American Consumers Fuel Strongest Quarterly Growth in Two Years
The U.S. economy is advancing on the strength of household spending even as the pace of income growth slips into a lower gear.
Economic data newly released on Thursday (Jan. 22), help fill in some of the gaps of delayed reporting due to the government shutdown, illustrating the resilience of U.S. households, and bolstering PYMNTS Intelligence findings that consumers are pulling what levers they can in order to manage the mismatch between money in and money out.
At a high level, the U.S. economy remains buoyant. As reflected in the latest GDP data, economic output expanded at a 4.4% annualized rate in the third quarter of 2025, marking one of the strongest quarterly performances of the past two years, according to the Bureau of Economic Analysis’ updated estimate. Consumer spending remained the largest single contributor to growth, with services such as health care, financial services, transportation and retail continuing to absorb household dollars.
Trade and investment also added lift, with exports rebounding and inventories improving, while falling imports provided a mechanical boost to headline GDP. Beneath the surface, real final sales to private domestic purchasers rose 2.9%, signaling that underlying private-sector demand remained intact even as some components cooled.
This composition matters. Growth is not being driven by a surge in incomes or productivity gains alone, but by continued willingness among households to spend across both discretionary and essential categories.
Outlays Outpace Earnings
The income picture is less robust as measured by November data, released separately. Personal income rose 0.3% in November, following a 0.1% gain in October, both below the 0.4% average pace seen earlier in the year, according to BEA data released after shutdown delays.
After adjusting for taxes, gains were identical, underscoring the absence of a stronger underlying lift.
Spending, by contrast, continued to climb. Personal consumption expenditures increased 0.5% in both October and November, extending a pattern that has held throughout 2025. Goods spending rose 0.7% in November, led by recreational goods, nondurables and apparel, while services spending increased 0.4%, with health care, housing and financial services among the primary drivers.
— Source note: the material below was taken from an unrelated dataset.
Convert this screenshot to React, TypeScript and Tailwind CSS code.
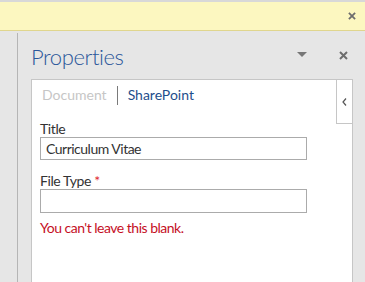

On a real, inflation-adjusted basis, personal incomes were only 1% above their November 2024 level, down from growth rates of 1.2% and 1.5% earlier in the fall and well below the 2.8% peak reached in April. Real consumption growth, meanwhile, remained closer to 2.6%, leaving spending consistently ahead of earnings.
Income Growth Loses Momentum
The deceleration in income growth is not confined to monthly volatility. Gross domestic income rose 2.4% in the third quarter, notably slower than GDP itself, while the average of GDP and GDI came in at 3.4%, a reminder that production and paychecks are no longer moving in lockstep.
At the household level, the adjustment has been absorbed through savings. The personal savings rate fell to 3.5% in November, near a multi-year low, reflecting how consumers are funding continued spending without commensurate income gains. This drawdown does not yet signal distress, but it narrows the margin for error if labor markets soften or price pressures re-emerge.
Recent PYMNTS Intelligence reporting has shown that consumers increasingly manage cash flow month by month, prioritizing essentials and smoothing expenses through digital tools, short-term credit and timing strategies rather than pulling back outright. The current income-spending gap aligns with those findings.
Looking ahead, the data suggest moderation rather than retrenchment, particularly in the paycheck-to-paycheck economy. PYMNTS Intelligence data shows that daily living expenses challenge two-thirds of consumers living paycheck to paycheck with difficulty.
“When you drill into the specifics, groceries and household essentials hit 87% of struggling consumers,” in that demographic, PYMNTS CEO Karen Webster noted recently.
As long as employment remains stable and inflation continues to ease, spending is likely to slow gradually rather than reverse sharply. Households appear more inclined to rebalance where and how they spend than to stop spending altogether, favoring services and necessary goods while becoming more selective elsewhere. The economy is still moving forward, but it is doing so with consumers carrying more of the load.
There’s a re-sequence of spending that may be in the offing, smoothing cash flow across pay cycles, and which leans more heavily on timing strategies that preserve day-to-day liquidity. Essentials continue to clear first, while discretionary purchases are delayed, split across payments such as via BNPL options — as detailed here, where PYMNTS has observed the payment option serves as a complement to credit cards — or redirected toward lower-cost channels.